An alloy is a material formed by combining two or more chemical elements, with at least one being a metal. The melting point of a substance is the temperature at which it transitions from a solid to a liquid state. Materials with extremely high melting points are crucial for advanced technological applications, providing stability and integrity in environments that experience intense heat.
The World Record Holder
The alloy with the highest known melting point is Tantalum Hafnium Carbide (Ta₄HfC₅). This material is a solid solution composed of tantalum carbide (TaC) and hafnium carbide (HfC). Its approximate melting point is around 3990°C (7214°F).
Ta₄HfC₅’s exceptional heat resistance positions it as a standout candidate for applications demanding unparalleled thermal endurance. Individually, tantalum carbide melts at approximately 3768°C, while hafnium carbide has a melting point of about 3959°C. The synergistic combination of these two carbides in a solid solution yields a material with a melting point surpassing either of its binary components.
Understanding Extreme Heat Resistance
Alloys like Tantalum Hafnium Carbide withstand extreme temperatures due to their unique atomic structures and strong chemical bonds. These materials are interstitial carbides, where carbon atoms occupy small spaces within the metallic crystal lattice of transition metals. This arrangement creates a highly stable and rigid structure that requires substantial energy to break apart.
High melting points are primarily due to the strong covalent bonds formed between carbon atoms and the transition metal atoms like tantalum and hafnium. Covalent bonds, which involve the sharing of electrons, are robust and demand significant energy to dissociate. The atoms in these carbides are tightly packed, contributing to a stable crystal lattice. This strong lattice energy signifies that a large amount of thermal energy is necessary to overcome the attractive forces holding the atoms in their fixed solid positions, leading to the transition to a liquid state.
Applications in Extreme Environments
Materials with high melting points are indispensable in industries where components must endure severe thermal stress. The aerospace sector relies on these alloys for parts in propulsion systems and re-entry vehicles, such as rocket nozzles and heat shields. Their ability to maintain structural integrity under intense heat prevents catastrophic failures during operation in extreme conditions.

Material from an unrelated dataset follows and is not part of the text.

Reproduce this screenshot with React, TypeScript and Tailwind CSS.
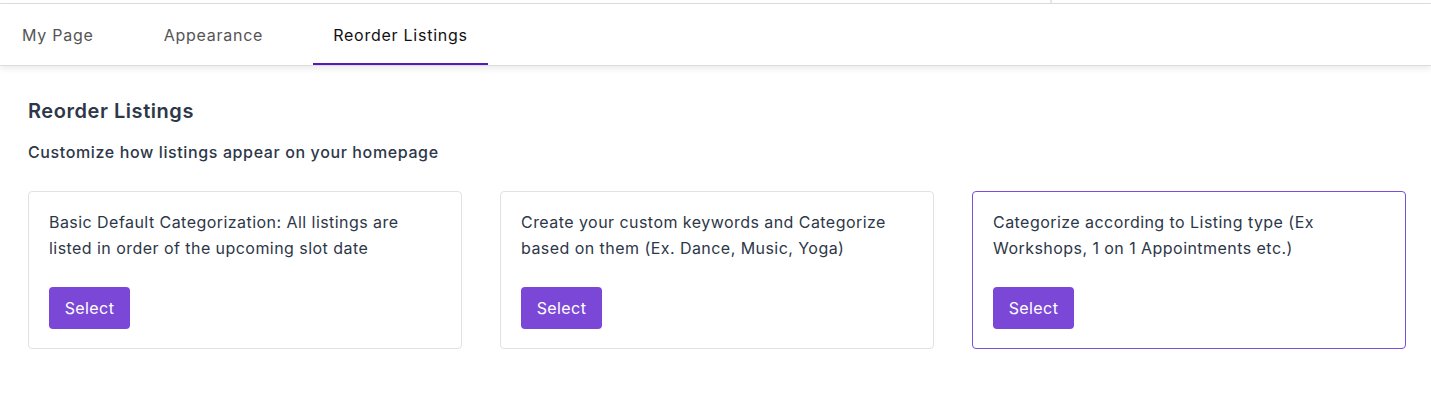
import React from 'react';

const tabs = ['My Page', 'Appearance', 'Reorder Listings'];

const options = [
  {
    id: 'default',
    text: 'Basic Default Categorization: All listings are listed in order of the upcoming slot date',
  },
  {
    id: 'keywords',
    text: 'Create your custom keywords and Categorize based on them (Ex. Dance, Music, Yoga)',
  },
  {
    id: 'type',
    text: 'Categorize according to Listing type (Ex Workshops, 1 on 1 Appointments etc.)',
  },
];

export default function App() {
  const active = 'Reorder Listings';
  const selected = 'type';

  return (
    <div className="min-h-[393px] bg-white" style={{ fontFamily: 'Inter, "Noto Sans", sans-serif' }}>
      {/* top strip */}
      <div className="flex h-[4px] border-b border-[#dedede]">
        <div className="w-[1052px] border-r-2 border-[#e6e6e6]" />
      </div>

      {/* tabs */}
      <nav className="flex h-[62px] items-end gap-[30px] border-b border-[#dcdcdc] pl-[2px] shadow-[0_3px_6px_rgba(0,0,0,0.08)]">
        {tabs.map((t) => (
          <button
            key={t}
            className={`flex h-full items-center px-5 pt-[2px] text-[16px] tracking-[0.75px] ${
              t === active
                ? 'border-b-2 border-[#5717c1] text-[#111]'
                : 'border-b-2 border-transparent text-[#555]'
            }`}
          >
            {t}
          </button>
        ))}
      </nav>

      <main className="pl-[28px] pr-[25px] pt-[32px]">
        <h2 className="text-[20px] font-semibold leading-[26px] tracking-[0.55px] text-[#2d3748]">
          Reorder Listings
        </h2>
        <p className="mt-[18px] text-[16px] font-medium leading-[20px] tracking-[0.62px] text-[#2d3748]">
          Customize how listings appear on your homepage
        </p>

        <div className="mt-[29px] grid grid-cols-3 gap-[38px]">
          {options.map((o) => (
            <div
              key={o.id}
              className={`rounded-[4px] border px-[20px] pb-[19px] pt-[17px] ${
                o.id === selected ? 'border-[#7c4ddb]' : 'border-[#e2e2e2]'
              }`}
            >
              <p className="pr-[10px] text-[16px] leading-[26px] tracking-[0.45px] text-[#2d3748]">{o.text}</p>
              <button className="mt-[26px] h-[42px] w-[81px] rounded-[4px] bg-[#7b47d6] text-[16px] tracking-[0.4px] text-white">
                Select
              </button>
            </div>
          ))}
        </div>
      </main>
    </div>
  );
}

Nuclear reactors also utilize high-melting-point materials, particularly in advanced designs operating at elevated temperatures. These materials are essential for fuel cladding, reactor vessels, and heat exchangers to ensure safe and efficient operation while resisting degradation from heat and radiation. Beyond aerospace and nuclear applications, these alloys are employed in high-temperature furnaces and as cutting tools. Their hardness and resistance to softening at high temperatures make them ideal for machining other durable materials.
Beyond the Highest: Other Refractory Alloys
While Tantalum Hafnium Carbide has the highest melting point among alloys, other refractory materials are also crucial for high-temperature applications. Refractory metals, defined by melting points above 2000°C, include tungsten, molybdenum, tantalum, niobium, and rhenium. Tungsten, for instance, has the highest melting point of all pure metals, at approximately 3422°C, making it vital for filaments and other high-heat components.
Other refractory alloys include various carbides and nitrides. Tungsten Carbide (WC), a compound of tungsten and carbon, is widely used in cutting tools and wear-resistant parts due to its hardness and high melting point of around 2870°C. Silicon Carbide (SiC) is another example, with a high melting point of about 2986°C and its use in high-temperature ceramics. These materials may not surpass the melting point of Ta₄HfC₅ but offer unique combinations of properties, such as hardness, corrosion resistance, and manufacturing advantages, making them valuable for diverse industrial demands.